In recent years, multirotor unmanned aerial vehicles (UAVs) have attracted many researchers and became a growing interest in the academic and industrial research. In this chapter, our study focuses on quadrotor UAVs due to its ability to fly in restricted areas. The quadrotor has four rotors controlled by four rotors. Quadrotors have specific characteristics that allow the execution of applications that would be difficult or complex compared with other flying machines. A key issue in making multirotor UAV vehicles feasible and efficient is the control design, consisting of a navigation system, position and attitude control. This chapter concerns the nonlinearity character of the UAV vehicles and focuses on the position and attitude controllers. One of scenarios that could be achieved by the quadrotor is autonomous navigation. Implementing such a mission requires the measurement of the components of vehicle state (position, linear velocity, orientation angles and angular velocity) from GPS sensors. Most of the control schemes that have been introduced in the literature rely on the available full state of feedback using definition of an observer or rely on the estimation of velocity of the vehicle by means of derivation of the successive measurements from the used sensors such GPS, etc. [1–3]. However, an additional disturbance may occur in the control loop as a result of the use of the observer. It is also important to validate first convergency of the observer. In addition, the stability of closed loop of complete system controlled by observer has to be assured through checking the compatibility of observer frequency and controller frequency [4]. In this estimation method, the errors produced by GPS may approach several meters, and in reality, velocity measurement error is growing fast by the induced measurement noise along with numerical integration. Few researchers have solved the problem of linear velocity estimation without the use of GPS, and some of them considered combination and artificial vision and the inertial sensors [5, 6].

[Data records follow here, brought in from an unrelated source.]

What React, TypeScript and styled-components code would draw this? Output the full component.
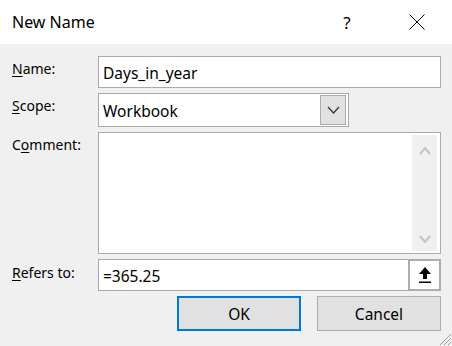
import styled, { createGlobalStyle } from "styled-components";

const Global = createGlobalStyle`
  html, body {
    margin: 0;
    padding: 0;
    background: #f0f0f0;
  }
  * {
    box-sizing: border-box;
  }
`;

const Dialog = styled.div`
  width: 452px;
  height: 346px;
  background: #f0f0f0;
  font-family: "Noto Sans", "Open Sans", sans-serif;
  font-size: 14px;
  color: #000;
  position: relative;
  overflow: hidden;
`;

const TitleBar = styled.div`
  height: 44px;
  background: #fff;
  display: flex;
  align-items: center;
  padding: 0 12px 0 12px;
`;

const Title = styled.div`
  flex: 1;
  font-size: 16px;
  padding-bottom: 1px;
`;

const TitleButton = styled.div<{ $gap?: number }>`
  width: 46px;
  height: 44px;
  margin-right: ${(p) => p.$gap ?? 0}px;
  display: flex;
  align-items: center;
  justify-content: center;
  font-size: 17px;
`;

const Form = styled.div`
  display: grid;
  grid-template-columns: 86px 343px;
  grid-template-rows: 32px 34px 122px 32px 35px;
  row-gap: 5px;
  padding: 12px 0 0 12px;
`;

const Label = styled.div<{ $top?: number }>`
  padding-top: ${(p) => p.$top ?? 3}px;
  line-height: 20px;
  u {
    text-decoration-thickness: 1px;
    text-underline-offset: 2px;
  }
`;

const TextBox = styled.div`
  border: 1px solid #ababab;
  background: #fff;
  display: flex;
  align-items: center;
  padding-left: 4px;
  font-size: 15.5px;
`;

const Value = styled.span`
  flex: 1;
  padding-top: 1px;
`;

const Select = styled(TextBox)`
  width: 251px;
  padding-right: 2px;
`;

const DropButton = styled.div`
  width: 26px;
  height: 30px;
  border: 1px solid #adadad;
  background: #e1e1e1;
  display: flex;
  align-items: center;
  justify-content: center;
`;

const CommentBox = styled.div`
  border: 1px solid #ababab;
  background: #fff;
  display: flex;
  justify-content: flex-end;
  padding: 2px 3px 2px 0;
`;

const ScrollBar = styled.div`
  width: 25px;
  background: #f0f0f0;
  display: flex;
  flex-direction: column;
  justify-content: space-between;
  align-items: center;
  padding: 12px 0 8px;
`;

const RefButton = styled.div`
  width: 33px;
  height: 32px;
  margin: -1px -1px -1px 0;
  border: 2px solid #adadad;
  background: #fff;
  display: flex;
  align-items: center;
  justify-content: center;
`;

const Buttons = styled.div`
  grid-column: 1 / span 2;
  display: flex;
  justify-content: flex-end;
  gap: 16px;
`;

const Button = styled.div<{ $primary?: boolean }>`
  width: 124px;
  height: 35px;
  background: #e1e1e1;
  border: ${(p) => (p.$primary ? "2px solid #0078d7" : "1px solid #adadad")};
  display: flex;
  align-items: center;
  justify-content: center;
  font-size: 15.5px;
`;

const Grip = styled.svg`
  position: absolute;
  right: 0;
  bottom: 0;
`;

const Chevron = ({ up, color, w = 10, thin }: { up?: boolean; color: string; w?: number; thin?: boolean }) => (
  <svg width={w + 2} height={8} viewBox={`0 0 ${w + 2} 8`}>
    <polyline
      points={up ? `1,7 ${w / 2 + 1},1 ${w + 1},7` : `1,1 ${w / 2 + 1},7 ${w + 1},1`}
      fill="none"
      stroke={color}
      strokeWidth={thin ? 1.2 : 2}
    />
  </svg>
);

export default function App() {
  return (
    <Dialog>
      <Global />
      <TitleBar>
        <Title>New Name</Title>
        <TitleButton $gap={24}>?</TitleButton>
        <TitleButton>
          <svg width="16" height="16" viewBox="0 0 16 16">
            <path d="M0.5 0.5 L15.5 15.5 M15.5 0.5 L0.5 15.5" stroke="#000" strokeWidth="1" />
          </svg>
        </TitleButton>
      </TitleBar>
      <Form>
        <Label>
          <u>N</u>ame:
        </Label>
        <TextBox>
          <Value>Days_in_year</Value>
        </TextBox>

        <Label>
          <u>S</u>cope:
        </Label>
        <Select>
          <Value>Workbook</Value>
          <DropButton>
            <Chevron color="#333" w={11} thin />
          </DropButton>
        </Select>

        <Label>
          C<u>o</u>mment:
        </Label>
        <CommentBox>
          <ScrollBar>
            <Chevron up color="#c4c4c4" />
            <Chevron color="#c4c4c4" />
          </ScrollBar>
        </CommentBox>

        <Label $top={4}>
          <u>R</u>efers to:
        </Label>
        <TextBox>
          <Value>=365.25</Value>
          <RefButton>
            <svg width="14" height="18" viewBox="0 0 14 18">
              <path d="M7 1 L13 8 H9 V13 H5 V8 H1 Z" fill="#000" />
              <rect x="1" y="15.5" width="12" height="1.5" fill="#000" />
            </svg>
          </RefButton>
        </TextBox>

        <Buttons>
          <Button $primary>OK</Button>
          <Button>Cancel</Button>
        </Buttons>
      </Form>
      <Grip width="14" height="14" viewBox="0 0 14 14">
        <path d="M13 2 L2 13 M13 6 L6 13 M13 10 L10 13" stroke="#a0a0a0" strokeWidth="1" />
      </Grip>
    </Dialog>
  );
}
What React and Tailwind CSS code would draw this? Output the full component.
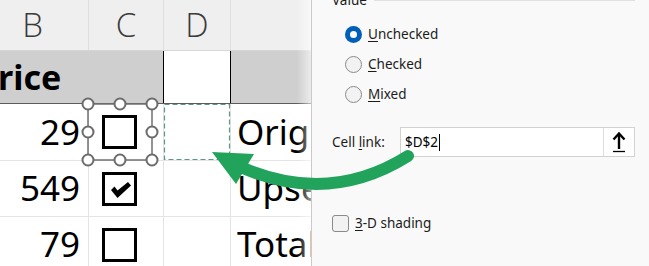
import React from "react";

const rows = [
  { n: "29", checked: false, e: "Original price", h: "h-[57px]" },
  { n: "549", checked: true, e: "Upsell", h: "h-[56px]" },
  { n: "79", checked: false, e: "Total", h: "h-[56px]" },
];

function Box({ checked }) {
  return (
    <div className="ml-[13px] w-[35px] h-[34px] border-[3px] border-black bg-white relative">
      {checked && (
        <svg width="29" height="28" viewBox="0 0 29 28" className="absolute left-0 top-0">
          <polygon points="6,15 9.5,11.5 12.5,15.5 23,7 26,10.5 12.5,23" fill="#000" />
        </svg>
      )}
    </div>
  );
}

function Radio({ selected, children }) {
  return (
    <div className="flex items-center h-[30px] pl-[13px]">
      {selected ? (
        <div className="w-[17px] h-[17px] rounded-full bg-[#005fb8] flex items-center justify-center">
          <div className="w-[7px] h-[7px] rounded-full bg-white" />
        </div>
      ) : (
        <div className="w-[17px] h-[17px] rounded-full border border-[#8a8a8a] bg-[#f2f2f2]" />
      )}
      <span className="ml-[6px] text-[13.5px] text-[#1b1b1b] whitespace-nowrap">{children}</span>
    </div>
  );
}

export default function App() {
  return (
    <div className="relative w-[649px] h-[266px] overflow-hidden flex bg-white font-['Noto_Sans',sans-serif]">
      {/* Spreadsheet */}
      <div className="relative w-[311px] flex-none overflow-hidden bg-white">
        {/* column header */}
        <div className="flex h-[51px] bg-[#efefef] border-b border-[#d6d6d6] text-[33px] font-light text-[#3a3a3a] font-['Open_Sans',sans-serif]">
          <div className="w-[89px] border-r border-[#dedede] flex items-center justify-end pr-[45px]">B</div>
          <div className="w-[75px] border-r border-[#dedede] flex items-center justify-center">C</div>
          <div className="w-[67px] border-r border-[#dedede] flex items-center justify-center">D</div>
          <div className="flex-1" />
        </div>
        {/* header row */}
        <div className="flex h-[53px] border-b border-[#5c5c5c]">
          <div className="w-[89px] bg-[#cfcfd0] flex items-center overflow-hidden">
            <span className="ml-[-23px] text-[34px] font-bold text-black whitespace-nowrap">Price</span>
          </div>
          <div className="w-[75px] bg-[#cfcfd0] border-r border-black" />
          <div className="w-[67px] bg-white border-r border-black" />
          <div className="flex-1 bg-[#cfcfd0]" />
        </div>
        {rows.map((r) => (
          <div key={r.n} className={`flex ${r.h} border-b border-[#e4e4e4] text-[35px] text-black`}>
            <div className="w-[89px] border-r border-[#e4e4e4] flex items-center justify-end pr-[8px]">{r.n}</div>
            <div className="w-[75px] border-r border-[#e4e4e4] flex items-center">
              <Box checked={r.checked} />
            </div>
            <div className="w-[67px] border-r border-[#e4e4e4]" />
            <div className="flex-1 flex items-center pl-[6px] whitespace-nowrap overflow-hidden">{r.e}</div>
          </div>
        ))}
        {/* selection overlay */}
        <svg className="absolute left-0 top-0 pointer-events-none" width="311" height="266">
          <rect x="164.5" y="104.5" width="65" height="55" fill="none" stroke="#5b9a80" strokeWidth="1.2" strokeDasharray="5 3" />
          <rect x="88" y="104" width="64" height="56" fill="none" stroke="#707070" strokeWidth="1.5" />
          {[
            [88, 104], [120, 104], [152, 104],
            [88, 132], [152, 132],
            [88, 160], [120, 160], [152, 160],
          ].map(([x, y]) => (
            <circle key={`${x}-${y}`} cx={x} cy={y} r="5.5" fill="#fff" stroke="#6b6b6b" strokeWidth="2" />
          ))}
        </svg>
        <div className="absolute right-0 top-0 bottom-0 w-[14px] bg-gradient-to-r from-transparent to-[#ffffff99]" />
      </div>
      <div className="w-px bg-[#cacaca] flex-none" />
      {/* Dialog panel */}
      <div className="flex-1 bg-[#f9f9f9] pl-[20px] pr-[14px] flex flex-col text-[#1b1b1b]">
        <div className="flex items-center mt-[-9px] h-[19px]">
          <span className="text-[13.5px] whitespace-nowrap">Value</span>
          <div className="ml-[7px] flex-1 h-px bg-[#e0e0e0]" />
        </div>
        <div className="mt-[9px] flex flex-col">
          <Radio selected><span className="underline underline-offset-2">U</span>nchecked</Radio>
          <Radio><span className="underline underline-offset-2">C</span>hecked</Radio>
          <Radio><span className="underline underline-offset-2">M</span>ixed</Radio>
        </div>
        <div className="mt-[18px] flex items-center">
          <span className="w-[68px] flex-none text-[13.5px] whitespace-nowrap">Cell <span className="underline underline-offset-2">l</span>ink:</span>
          <div className="flex-1 h-[30px] bg-white border border-[#d2d2d2] flex items-stretch">
            <div className="flex-1 flex items-center pl-[4px] text-[13.5px] text-black">
              <span>$D$2</span>
              <span className="w-px h-[17px] bg-black ml-px" />
            </div>
            <div className="w-[31px] border-l border-[#dcdcdc] flex items-center justify-center">
              <svg width="14" height="22" viewBox="0 0 14 22">
                <path d="M7 3 L7 18" stroke="#000" strokeWidth="2.4" />
                <path d="M1.5 8.5 L7 2.5 L12.5 8.5" stroke="#000" strokeWidth="2.4" fill="none" strokeLinejoin="miter" />
                <path d="M1 20.5 L13 20.5" stroke="#000" strokeWidth="1.3" />
              </svg>
            </div>
          </div>
        </div>
        <div className="mt-[56px] flex items-center">
          <div className="w-[17px] h-[17px] flex-none rounded-[3px] border border-[#8a8a8a] bg-[#f2f2f2]" />
          <span className="ml-[6px] text-[13.5px] whitespace-nowrap"><span className="underline underline-offset-2">3</span>-D shading</span>
        </div>
      </div>
      {/* green arrow */}
      <svg className="absolute left-0 top-0 pointer-events-none" width="649" height="266">
        <path d="M408 156 Q 330 205 243 168" fill="none" stroke="#22a35c" strokeWidth="12" strokeLinecap="round" />
        <polygon points="212,152 254,154 236,184" fill="#22a35c" />
      </svg>
    </div>
  );
}
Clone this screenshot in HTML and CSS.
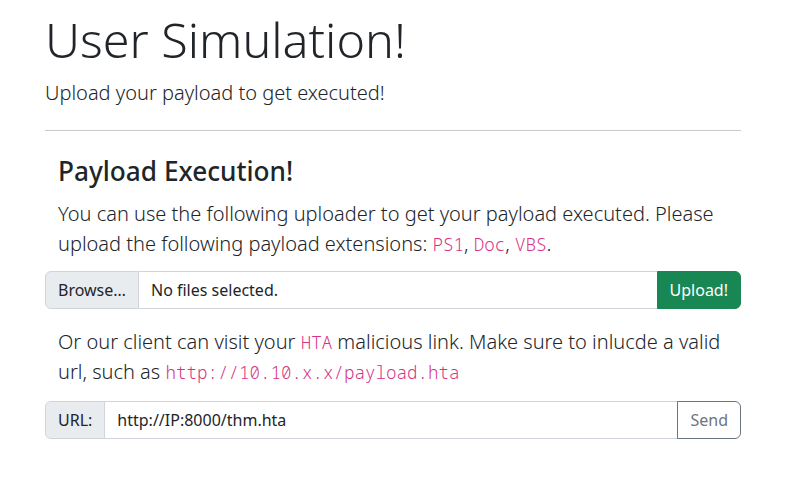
FILE: index.html
```html
<!DOCTYPE html>
<html lang="en">
<head>
<meta charset="utf-8">
<title>User Simulation!</title>
<link rel="stylesheet" href="styles.css">
</head>
<body>
<div class="container">
  <header class="hero">
    <h1 class="display">User Simulation!</h1>
    <p class="lead sub">Upload your payload to get executed!</p>
  </header>
  <hr class="rule">
  <section class="section first">
    <h3 class="title">Payload Execution!</h3>
    <p class="lead">You can use the following uploader to get your payload executed. Please upload the following payload extensions: <code>PS1</code>, <code>Doc</code>, <code>VBS</code>.</p>
  </section>
  <div class="input-group">
    <span class="addon">Browse…</span>
    <span class="field">No files selected.</span>
    <button class="btn btn-success">Upload!</button>
  </div>
  <section class="section second">
    <p class="lead">Or our client can visit your <code>HTA</code> malicious link. Make sure to inlucde a valid url, such as <code>http://10.10.x.x/payload.hta</code></p>
  </section>
  <div class="input-group">
    <span class="addon">URL:</span>
    <span class="field">http://IP:8000/thm.hta</span>
    <button class="btn btn-outline">Send</button>
  </div>
</div>
</body>
</html>
```
FILE: styles.css
```css
html, body {
  margin: 0;
  padding: 0;
  background: #fff;
}
body {
  font-family: "Noto Sans", sans-serif;
  color: #212529;
  font-size: 16px;
  line-height: 1.5;
}
.container {
  width: 696px;
  margin-left: 45px;
  padding-top: 10px;
}
.display {
  font-size: 48.5px;
  font-weight: 300;
  line-height: 1.2;
  margin: 0 0 10px;
}
.rule {
  border: 0;
  border-top: 1px solid #c8c9ca;
  margin: 22px 0 16px;
}
.section {
  padding: 0 13px;
}
.section.first {
  padding-top: 9px;
}
.title {
  font-size: 26.2px;
  font-weight: 500;
  line-height: 1.2;
  margin: 0 0 11px;
}
.lead {
  font-size: 20px;
  font-weight: 300;
  line-height: 1.5;
  margin: 0 0 12px;
}
.lead.sub {
  margin: 0;
}
.section.second {
  padding-top: 2px;
}
.section.second .lead {
  margin-bottom: 14px;
}
code {
  font-family: "Noto Sans Mono", "DejaVu Sans Mono", monospace;
  font-size: 0.875em;
  font-weight: 300;
  color: #d63384;
}
.input-group {
  display: flex;
  align-items: stretch;
  margin-bottom: 16px;
  height: 38px;
}
.addon {
  display: flex;
  align-items: center;
  padding: 6px 12px;
  background: #e9ecef;
  border: 1px solid #ced4da;
  border-radius: 6px 0 0 6px;
  font-size: 16px;
}
.field {
  flex: 1;
  display: flex;
  align-items: center;
  padding: 6px 12px;
  border: 1px solid #ced4da;
  border-left: 0;
  font-size: 16px;
}
.btn {
  font-family: inherit;
  font-size: 16px;
  padding: 6px 12px;
  border-radius: 0 6px 6px 0;
  margin-left: -1px;
  cursor: pointer;
}
.btn-success {
  background: #198754;
  border: 1px solid #198754;
  color: #fff;
}
.btn-outline {
  background: #fff;
  border: 1px solid #6c757d;
  color: #6c757d;
}
```
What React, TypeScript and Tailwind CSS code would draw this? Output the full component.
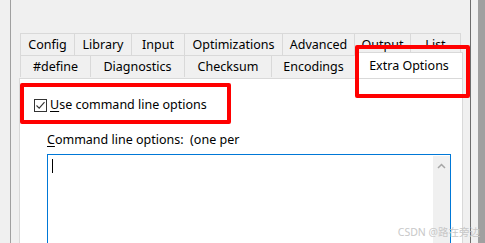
import React from 'react';

type Tab = { label: string; w: number };

const topRow: Tab[] = [
  { label: 'Config', w: 54 },
  { label: 'Library', w: 57 },
  { label: 'Input', w: 53 },
  { label: 'Optimizations', w: 98 },
  { label: 'Advanced', w: 72 },
  { label: 'Output', w: 56 },
  { label: 'List', w: 51 },
];

const bottomRow: Tab[] = [
  { label: '#define', w: 70 },
  { label: 'Diagnostics', w: 94 },
  { label: 'Checksum', w: 87 },
  { label: 'Encodings', w: 84 },
];

const TabButton: React.FC<{ tab: Tab; last?: boolean }> = ({ tab, last }) => (
  <div
    className={`h-[22px] shrink-0 flex items-center justify-center bg-[#f0f0f0] border-t border-l border-[#d9d9d9] ${last ? 'border-r' : ''}`}
    style={{ width: tab.w }}
  >
    {tab.label}
  </div>
);

const App: React.FC = () => {
  return (
    <div className="relative w-[485px] h-[243px] overflow-hidden flex bg-[#f0f0f0] text-[12.5px] leading-[16px] text-black font-['Noto_Sans','Noto_Sans_CJK_SC',sans-serif]">
      <div className="w-[10px] shrink-0" />
      <div className="w-px shrink-0 bg-[#a0a0a0]" />
      <div className="w-[8px] shrink-0" />

      {/* tab control */}
      <div className="w-[444px] shrink-0 flex flex-col pt-[33px]">
        <div className="flex pl-px">
          {topRow.map((t, i) => (
            <TabButton key={t.label} tab={t} last={i === topRow.length - 1} />
          ))}
        </div>
        <div className="flex pl-px">
          {bottomRow.map((t) => (
            <TabButton key={t.label} tab={t} />
          ))}
          <div className="relative z-10 -mt-[3px] h-[26px] w-[108px] shrink-0 flex items-start justify-center pt-[5px] bg-white border-t border-l border-r border-[#d9d9d9]">
            Extra Options
          </div>
        </div>

        <div className="flex-1 flex flex-col bg-white border border-[#d9d9d9]">
          <div className="mt-[4px] w-[211px] h-[41px] border-4 border-[#ff0000] rounded-[2px] flex items-start pt-[12px] pl-[10px]">
            <div className="w-[13px] h-[13px] border border-[#333333] bg-white flex items-center justify-center">
              <svg width="11" height="11" viewBox="0 0 11 11">
                <path d="M1.5 5.5 L4.2 8.2 L9.5 2.2" fill="none" stroke="#333333" strokeWidth="1.1" />
              </svg>
            </div>
            <span className="ml-[3px] -mt-[2px]">
              <span className="underline underline-offset-2">U</span>se command line options
            </span>
          </div>

          <div className="ml-[27px] mt-[8px] whitespace-pre">
            <span className="underline underline-offset-2">C</span>ommand line options:  (one per
          </div>

          <div className="ml-[27px] mt-[6px] w-[404px] h-[100px] flex border border-[#0078d7] bg-white">
            <div className="flex-1">
              <div className="ml-[4px] mt-[4px] w-px h-[14px] bg-black" />
            </div>
            <div className="w-[17px] mt-px bg-[#f0f0f0] flex justify-center pt-[7px]">
              <svg width="9" height="6" viewBox="0 0 9 6">
                <path d="M1 5 L4.5 1.5 L8 5" fill="none" stroke="#a6a6a6" strokeWidth="1.5" />
              </svg>
            </div>
          </div>
        </div>
      </div>

      <div className="w-[7px] shrink-0" />
      <div className="w-px shrink-0 bg-[#6d6d6d]" />
      <div className="w-[7px] shrink-0" />
      <div className="flex-1 bg-[#a0a0a0]" />

      {/* annotation box around the selected tab */}
      <div className="absolute left-[355px] top-[45px] w-[115px] h-[53px] border-4 border-[#ff0000] rounded-[2px] z-20" />

      {/* watermark */}
      <div className="absolute right-[5px] top-[226px] text-[10.5px] leading-[12px] text-[#c8c8c8] z-20">
        CSDN @路在旁边
      </div>
    </div>
  );
};

export default App;
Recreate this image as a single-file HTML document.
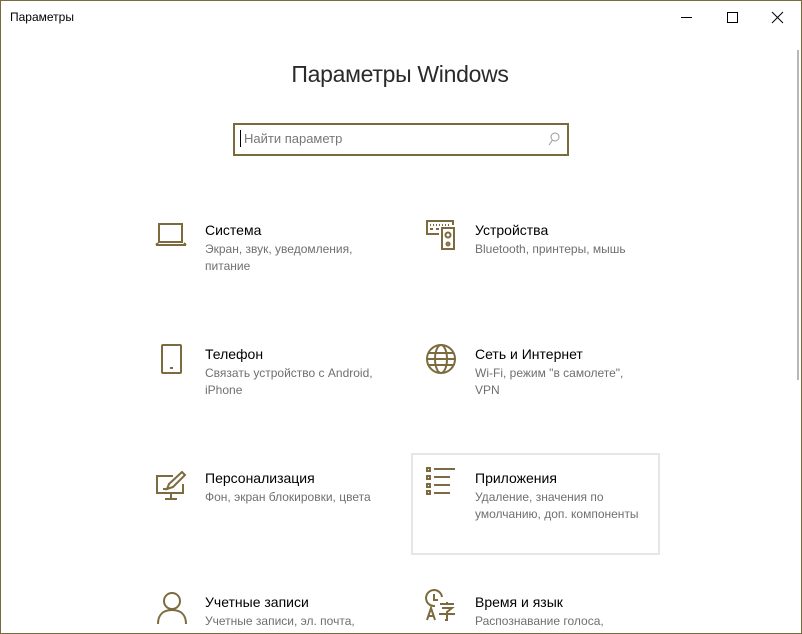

In [7], the authors proposed a global exponential observer with a complete order to ensure a continued trajectory of a helicopter (VTOL). To reduce the size of the estimated state vector, a reduced observer introduced in [8], the linear velocity of the quadrotor has been estimated using a complete or partial measure of the acceleration such that the asymptotic stability of the error is obtained. Some other forms of observers have been introduced such as adaptive observer [9], and this approach provided an estimation of the velocity of quadrotor UAV from acceleration measurements calculated by the inertial system, but this method has disadvantages of slow convergence of the estimated parameters. While the sliding mode observer used in [10] has shown not only the ability to estimate the velocity of quadrotor but also showed its robustness against the external disturbances. The other technique used in the literature to estimate the linear velocity is the filters, and one of these filters is extended Kalman filter that widely applied to nonlinear dynamical systems. In this case, the principle is to use the standard equations of Kalman filter for nonlinear model linearized by Taylor formula of first order and the states of systems can be estimated from the noise measurements. These kinds of filters have been used to estimate the states of quadrotor [11].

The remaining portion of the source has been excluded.